[Wikipedia-l] pitching an idea

Steve Lefevre lefevre.10 at osu.edu
Sun Apr 17 17:59:16 UTC 2005


Chad Perrin wrote:

>
>I disagree with that characterization of NPOV as a goal.  Rather than
>say that it's some kind of myth to which we pretend to subscribe here,
>I'm of the opinion that it's more an asymptote rather than a point on a
>graph, and we are (in general) "approaching NPOV" incrementally with our
>efforts.  The fact that we may never reach an absolute value of NPOV
>idoesn't make it any less real, though.
>  
>
OK, I think I understand what you are saying. First off, a multiple 
competing article system does not prevent an article with an NPOV. If 
that article exists and it highly rated, great!

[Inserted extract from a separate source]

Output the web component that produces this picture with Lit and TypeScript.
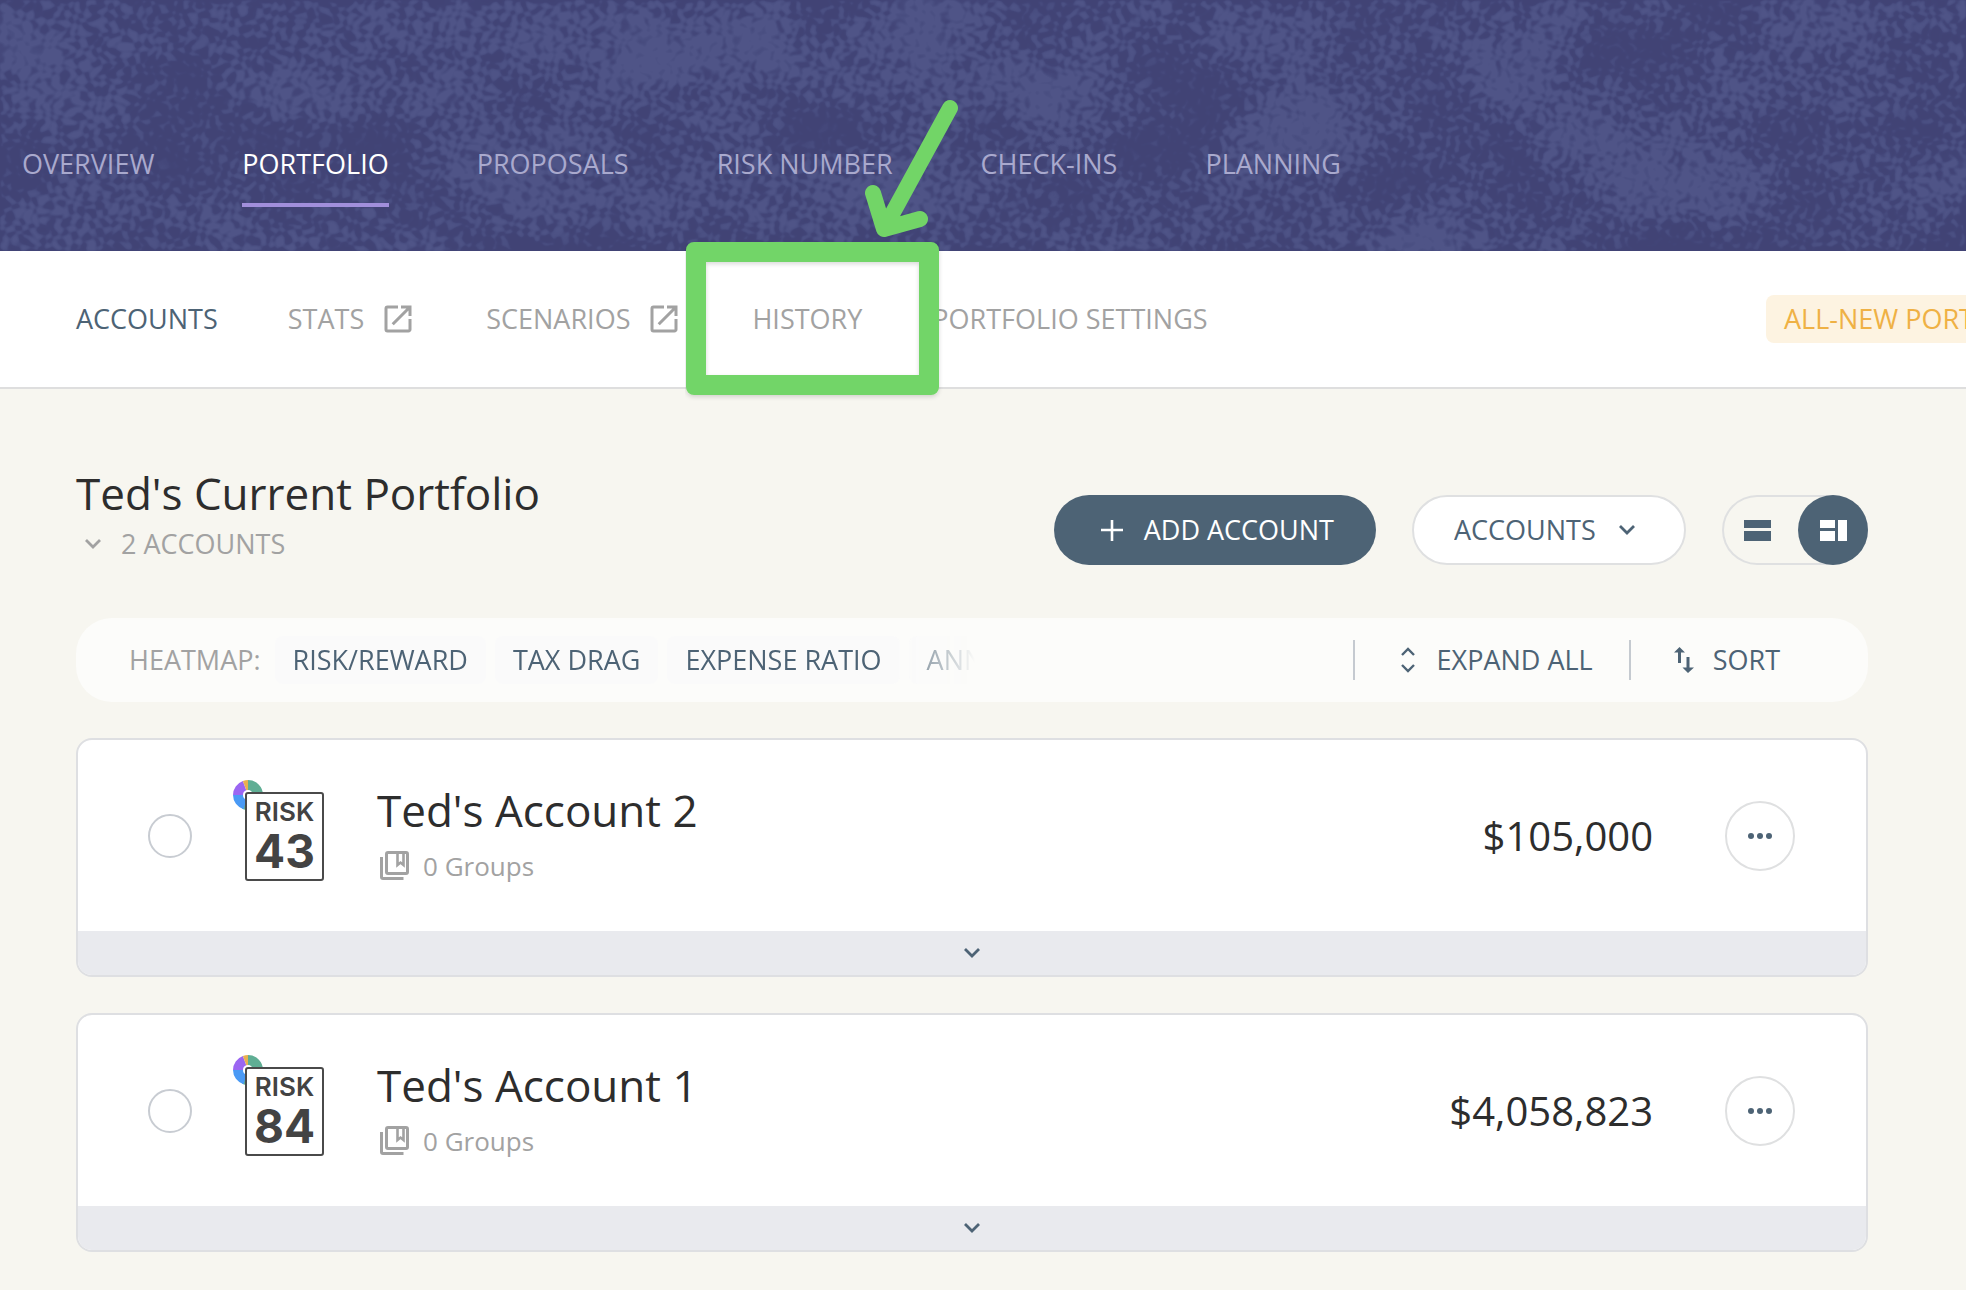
import { LitElement, html, css, svg } from "lit";
import { customElement, property, state } from "lit/decorators.js";

const chevronDown = html`<svg class="chevron" viewBox="0 0 18 12" aria-hidden="true">
  <path d="M2 2l7 7 7-7" fill="none" stroke="currentColor" stroke-width="2.8" />
</svg>`;

const openInNew = html`<svg class="open-icon" viewBox="0 0 24 24" aria-hidden="true">
  <path
    fill="currentColor"
    d="M19 19H5V5h7V3H5a2 2 0 0 0-2 2v14a2 2 0 0 0 2 2h14c1.1 0 2-.9 2-2v-7h-2v7zM14 3v2h3.59l-9.83 9.83 1.41 1.41L19 6.41V10h2V3h-7z"
  />
</svg>`;

const baseStyles = css`
  *,
  *::before,
  *::after {
    box-sizing: border-box;
  }
  button,
  select,
  input {
    margin: 0;
    padding: 0;
    border: 0;
    background: none;
    font: inherit;
    color: inherit;
    cursor: pointer;
  }
  a {
    color: inherit;
    text-decoration: none;
  }
  svg {
    display: block;
    flex: none;
  }
  .chevron {
    width: 18px;
    height: 12px;
  }
`;

@customElement("woven-texture")
export class WovenTexture extends LitElement {
  static styles = css`
    :host {
      display: block;
      overflow: hidden;
      background: #474c7f;
    }
    svg {
      display: block;
      width: 100%;
      height: 100%;
    }
  `;

  render() {
    return html`<svg aria-hidden="true">
      ${svg`
        <defs>
          <pattern id="threads" width="16" height="16" patternUnits="userSpaceOnUse" patternTransform="rotate(62)">
            <rect width="16" height="16" fill="#000" />
            <path d="M0 0h8v8H0zM8 8h8v8H8z" fill="#fff" />
          </pattern>
          <filter id="weave" x="0" y="0" width="100%" height="100%" color-interpolation-filters="sRGB">
            <feTurbulence type="fractalNoise" baseFrequency="0.04 0.07" numOctaves="2" seed="4" result="warp" />
            <feDisplacementMap in="SourceGraphic" in2="warp" scale="24" xChannelSelector="R" yChannelSelector="G" result="bent" />
            <feGaussianBlur in="bent" stdDeviation="1.8" result="soft" />
            <feTurbulence type="fractalNoise" baseFrequency="0.008 0.009" numOctaves="5" seed="27" />
            <feColorMatrix values="1 0 0 0 0  1 0 0 0 0  1 0 0 0 0  0 0 0 0 1" result="cloud" />
            <feComposite in="soft" in2="cloud" operator="arithmetic" k1="0" k2="1.1" k3="2.2" k4="-1.12" />
            <feComponentTransfer>
              <feFuncR type="table" tableValues="0.255 0.26 0.29 0.31" />
              <feFuncG type="table" tableValues="0.265 0.27 0.31 0.33" />
              <feFuncB type="table" tableValues="0.46 0.47 0.51 0.53" />
              <feFuncA type="linear" slope="0" intercept="1" />
            </feComponentTransfer>
          </filter>
        </defs>
        <rect width="100%" height="100%" fill="url(#threads)" filter="url(#weave)" />
      `}
    </svg>`;
  }
}

@customElement("risk-badge")
export class RiskBadge extends LitElement {
  @property({ type: Number }) value = 0;

  static styles = css`
    :host {
      display: block;
      position: relative;
    }
    .donut {
      position: absolute;
      left: -12px;
      top: -12px;
      width: 30px;
      height: 30px;
    }
    .sign {
      position: relative;
      box-sizing: border-box;
      width: 79px;
      height: 89px;
      padding-top: 6px;
      border: 2px solid #4a4a4a;
      border-radius: 3px;
      background: #fff;
      color: #434343;
      text-align: center;
      font-family: Inter, "Liberation Sans", sans-serif;
    }
    .label {
      font-size: 26px;
      line-height: 24px;
      font-weight: 600;
    }
    .number {
      font-size: 46px;
      line-height: 54px;
      font-weight: 700;
    }
  `;

  render() {
    return html`
      <svg class="donut" viewBox="0 0 30 30" aria-hidden="true">
        <g fill="none" stroke-width="10">
          <path stroke="#5fae94" d="M15 5a10 10 0 0 1 0 20" />
          <path stroke="#5fae94" d="M15 25a10 10 0 0 1-4-.8" />
          <path stroke="#4a9af5" d="M12 24.5A10 10 0 0 1 5 15" />
          <path stroke="#9b66f2" d="M5 15A10 10 0 0 1 11.600 5.600" />
          <path stroke="#e9b04f" d="M11.600 5.600A10 10 0 0 1 15 5" />
        </g>
      </svg>
      <div class="sign">
        <div class="label">RISK</div>
        <div class="number">${this.value}</div>
      </div>
    `;
  }
}

@customElement("account-card")
export class AccountCard extends LitElement {
  @property() name = "";
  @property() amount = "";
  @property({ type: Number }) risk = 0;
  @property({ type: Number }) groups = 0;

  static styles = [
    baseStyles,
    css`
      :host {
        display: block;
        overflow: hidden;
        border: 2px solid #dedfe2;
        border-radius: 16px;
        background: #fff;
        font-weight: 400;
      }
      .row {
        display: flex;
        align-items: center;
        padding: 40px 71px 39px 70px;
      }
      .pick {
        appearance: none;
        flex: none;
        width: 44px;
        height: 44px;
        margin-right: 53px;
        border: 2px solid #c8ccd2;
        border-radius: 50%;
      }
      .pick:checked {
        background: #4d6375;
      }
      .text {
        flex: 1;
        min-width: 0;
        padding-bottom: 10px;
        margin-left: 53px;
      }
      .name {
        margin: 0;
        font-size: 44px;
        line-height: 60px;
        font-weight: 400;
        color: #2d2d2d;
      }
      .groups {
        display: flex;
        align-items: center;
        gap: 10px;
        height: 42px;
        padding-top: 10px;
        font-size: 26px;
        line-height: 32px;
        color: #a2a2a2;
      }
      .groups svg {
        width: 36px;
        height: 36px;
      }
      .amount {
        font-size: 40px;
        line-height: 54px;
        color: #2d2d2d;
      }
      .more {
        display: grid;
        place-items: center;
        flex: none;
        width: 70px;
        height: 70px;
        margin-left: 72px;
        border: 2px solid #dfe0e1;
        border-radius: 50%;
        color: #4d6375;
      }
      .more svg {
        width: 24px;
        height: 6px;
      }
      .expand {
        display: grid;
        place-items: center;
        width: 100%;
        height: 44px;
        background: #e9eaee;
        color: #4d6375;
      }
    `,
  ];

  render() {
    return html`
      <div class="row">
        <input class="pick" type="checkbox" aria-label=${this.name} />
        <risk-badge .value=${this.risk}></risk-badge>
        <div class="text">
          <h2 class="name">${this.name}</h2>
          <div class="groups">
            <svg viewBox="0 0 36 36" aria-hidden="true">
              <g fill="none" stroke="currentColor" stroke-width="3">
                <rect x="9.500" y="4.500" width="21" height="21" rx="1.500" />
                <path d="M4.500 9v20a1.500 1.500 0 0 0 1.500 1.500h20.500" />
                <path d="M20.500 5v12l3-2.400 3 2.400V5" stroke-width="2.600" />
              </g>
            </svg>
            <span>${this.groups} Groups</span>
          </div>
        </div>
        <div class="amount">${this.amount}</div>
        <button class="more" aria-label="More">
          <svg viewBox="0 0 24 6" aria-hidden="true">
            <g fill="currentColor">
              <circle cx="3" cy="3" r="3" />
              <circle cx="12" cy="3" r="3" />
              <circle cx="21" cy="3" r="3" />
            </g>
          </svg>
        </button>
      </div>
      <button class="expand" aria-label="Expand">${chevronDown}</button>
    `;
  }
}

@customElement("app-root")
export class AppRoot extends LitElement {
  @state() private view: "list" | "board" = "board";

  private tabs = ["OVERVIEW", "PORTFOLIO", "PROPOSALS", "RISK NUMBER", "CHECK-INS", "PLANNING"];
  private heatmaps = ["RISK/REWARD", "TAX DRAG", "EXPENSE RATIO", "ANN"];
  private accounts = [
    { name: "Ted's Account 2", risk: 43, groups: 0, amount: "$105,000" },
    { name: "Ted's Account 1", risk: 84, groups: 0, amount: "$4,058,823" },
  ];

  static styles = [
    baseStyles,
    css`
      :host {
        display: block;
        position: relative;
        min-height: 100vh;
        overflow: hidden;
        background: #f7f6f0;
        color: #4d6375;
        font-family: "Open Sans", "Noto Sans", sans-serif;
        font-size: 27px;
        line-height: 36px;
        font-weight: 500;
      }
      .hero {
        position: relative;
        padding: 146px 22px 44px;
      }
      .texture {
        position: absolute;
        inset: 0;
      }
      .tabs {
        position: relative;
        display: flex;
        gap: 88px;
        white-space: nowrap;
        color: #a9a9cd;
      }
      .tab {
        padding-bottom: 21px;
        border-bottom: 4px solid transparent;
      }
      .tab.active {
        color: #fff;
        border-color: #a18fdb;
      }
      .subnav {
        display: flex;
        align-items: center;
        gap: 70px;
        height: 138px;
        padding-left: 76px;
        border-bottom: 2px solid #dedede;
        background: #fff;
        color: #a2a2a2;
        white-space: nowrap;
      }
      .sub {
        display: flex;
        align-items: center;
        gap: 16px;
      }
      .sub.active {
        color: #4d6375;
      }
      .open-icon {
        width: 36px;
        height: 36px;
      }
      .promo {
        flex: none;
        margin-left: auto;
        margin-right: -26px;
        padding: 6px 18px;
        border-radius: 8px;
        background: #fdf3e1;
        color: #efb145;
      }
      .callout {
        position: absolute;
        left: 685px;
        top: 94px;
        width: 274px;
        height: 310px;
        pointer-events: none;
      }
      .main {
        display: flex;
        flex-direction: column;
        gap: 36px;
        padding: 74px 98px 40px 76px;
      }
      .head {
        display: flex;
        align-items: flex-end;
        gap: 36px;
        padding-bottom: 17px;
      }
      .heading {
        flex: 1;
      }
      .title {
        margin: 0;
        font-size: 44px;
        line-height: 60px;
        font-weight: 400;
        color: #2d2d2d;
      }
      .count {
        display: flex;
        align-items: center;
        gap: 19px;
        padding-left: 8px;
        line-height: 42px;
        color: #a2a2a2;
      }
      .add {
        display: flex;
        align-items: center;
        gap: 20px;
        height: 70px;
        padding: 0 42px 0 46px;
        border-radius: 35px;
        background: #4d6375;
        color: #fff;
      }
      .add svg {
        width: 24px;
        height: 24px;
      }
      .picker {
        display: grid;
        align-items: center;
        justify-items: end;
        height: 70px;
      }
      .picker > * {
        grid-area: 1 / 1;
      }
      .picker select {
        appearance: none;
        height: 70px;
        padding: 0 88px 0 40px;
        border: 2px solid #dfe0e1;
        border-radius: 35px;
        background: #fff;
      }
      .picker svg {
        margin-right: 50px;
        pointer-events: none;
      }
      .views {
        display: flex;
        width: 146px;
        height: 70px;
        border-radius: 35px;
        box-shadow: inset 0 0 0 2px #dfe0e1;
      }
      .view {
        display: grid;
        place-items: center;
        width: 70px;
        height: 70px;
        border-radius: 50%;
      }
      .view + .view {
        margin-left: auto;
      }
      .view.on {
        background: #4d6375;
        color: #fff;
      }
      .view svg {
        width: 27px;
        height: 21px;
      }
      .bar {
        display: flex;
        align-items: center;
        height: 84px;
        padding: 0 88px 0 53px;
        border-radius: 36px;
        background: #fcfcfa;
        white-space: nowrap;
      }
      .bar-label {
        margin-right: 14px;
        color: #a2a2a2;
      }
      .chips {
        display: flex;
        gap: 9px;
        flex: 0 1 700px;
        overflow: hidden;
        mask-image: linear-gradient(to right, #000 88%, transparent 100%);
      }
      .chip {
        flex: none;
        height: 48px;
        padding: 0 18px;
        border-radius: 8px;
        background: #fafafa;
      }
      .tools {
        display: flex;
        align-items: center;
        margin-left: auto;
      }
      .tool {
        display: flex;
        align-items: center;
        gap: 18px;
        height: 40px;
        padding: 0 36px 0 42px;
        border-left: 2px solid #c5cad0;
      }
      .tool:last-child {
        padding-right: 0;
      }
      .tool svg {
        width: 22px;
        height: 26px;
      }
    `,
  ];

  private renderHead() {
    return html`
      <div class="head">
        <div class="heading">
          <h1 class="title">Ted's Current Portfolio</h1>
          <button class="count">${chevronDown}<span>2 ACCOUNTS</span></button>
        </div>
        <button class="add">
          <svg viewBox="0 0 24 24" aria-hidden="true">
            <path d="M12 2v21M1 12h22" stroke="currentColor" stroke-width="2.600" />
          </svg>
          <span>ADD ACCOUNT</span>
        </button>
        <label class="picker">
          <select aria-label="Group by">
            <option>ACCOUNTS</option>
          </select>
          ${chevronDown}
        </label>
        <div class="views">
          <button
            class="view ${this.view === "list" ? "on" : ""}"
            aria-label="List view"
            @click=${() => (this.view = "list")}
          >
            <svg viewBox="0 0 27 21" aria-hidden="true">
              <path fill="currentColor" d="M0 0h27v8H0zM0 11h27v10H0z" />
            </svg>
          </button>
          <button
            class="view ${this.view === "board" ? "on" : ""}"
            aria-label="Board view"
            @click=${() => (this.view = "board")}
          >
            <svg viewBox="0 0 27 21" aria-hidden="true">
              <path fill="currentColor" d="M0 0h15v8H0zM0 11h15v10H0zM18 0h9v21h-9z" />
            </svg>
          </button>
        </div>
      </div>
    `;
  }

  private renderBar() {
    return html`
      <div class="bar">
        <span class="bar-label">HEATMAP:</span>
        <div class="chips">${this.heatmaps.map((h) => html`<button class="chip">${h}</button>`)}</div>
        <div class="tools">
          <button class="tool">
            <svg viewBox="0 0 22 26" aria-hidden="true">
              <path d="M5 8l6-6 6 6M5 18l6 6 6-6" fill="none" stroke="currentColor" stroke-width="2.400" />
            </svg>
            <span>EXPAND ALL</span>
          </button>
          <button class="tool">
            <svg viewBox="0 0 22 26" aria-hidden="true">
              <path
                fill="currentColor"
                d="M6.500 0l5.500 5.500H8V16H5V5.500H1zM15 26l-5.500-5.500h4V10h3v10.500h4.500z"
              />
            </svg>
            <span>SORT</span>
          </button>
        </div>
      </div>
    `;
  }

  render() {
    return html`
      <header class="hero">
        <woven-texture class="texture"></woven-texture>
        <nav class="tabs" aria-label="Client">
          ${this.tabs.map(
            (t) => html`<a class="tab ${t === "PORTFOLIO" ? "active" : ""}" href="#">${t}</a>`
          )}
        </nav>
      </header>
      <nav class="subnav" aria-label="Portfolio">
        <a class="sub active" href="#">ACCOUNTS</a>
        <a class="sub" href="#">STATS ${openInNew}</a>
        <a class="sub" href="#">SCENARIOS ${openInNew}</a>
        <a class="sub" href="#">HISTORY</a>
        <a class="sub" href="#">PORTFOLIO SETTINGS</a>
        <a class="promo" href="#">ALL-NEW PORT</a>
      </nav>
      <main class="main">
        ${this.renderHead()} ${this.renderBar()}
        ${this.accounts.map(
          (a) => html`<account-card
            .name=${a.name}
            .risk=${a.risk}
            .groups=${a.groups}
            .amount=${a.amount}
          ></account-card>`
        )}
      </main>
      <svg class="callout" viewBox="0 0 274 310" aria-hidden="true">
        <defs>
          <filter id="lift" x="-10%" y="-10%" width="120%" height="120%">
            <feDropShadow dx="0" dy="2" stdDeviation="2" flood-opacity="0.15" />
          </filter>
        </defs>
        <g fill="none" stroke="#72d567">
          <g filter="url(#lift)">
            <path
              fill="#72d567"
              stroke="none"
              fill-rule="evenodd"
              d="M9 148h237a8 8 0 0 1 8 8v137a8 8 0 0 1-8 8H9a8 8 0 0 1-8-8V156a8 8 0 0 1 8-8zM21 168v113h213V168z"
            />
          </g>
          <path
            d="M265 14L199 135M188 99l11 36 36-10"
            stroke-width="16"
            stroke-linecap="round"
            stroke-linejoin="round"
          />
        </g>
      </svg>
    `;
  }
}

Second, humor me and 
pitcure this.  If we did have a multiple article system, isn't that 
approaching the asymptote, albeit in a different way? Say we have three 
highly rated and conflicting articles. Some well-reputed author comes 
along and creates another article that summarises all three of those 
viewpoints. Wouldn't this be a more efficient system? Proponents of each 
side are allowed to make their case as they wish. The author who 
summarizes has most of the writing work done for him. Nobody has to 
destroy the other side's article, and if they don't like the summary, 
they can fork it and make their own.  However, if the summary is highly 
rated, isn't that the golden NPOV goal we are reaching for?

Can you spell out exactly the current process of getting a NPOV?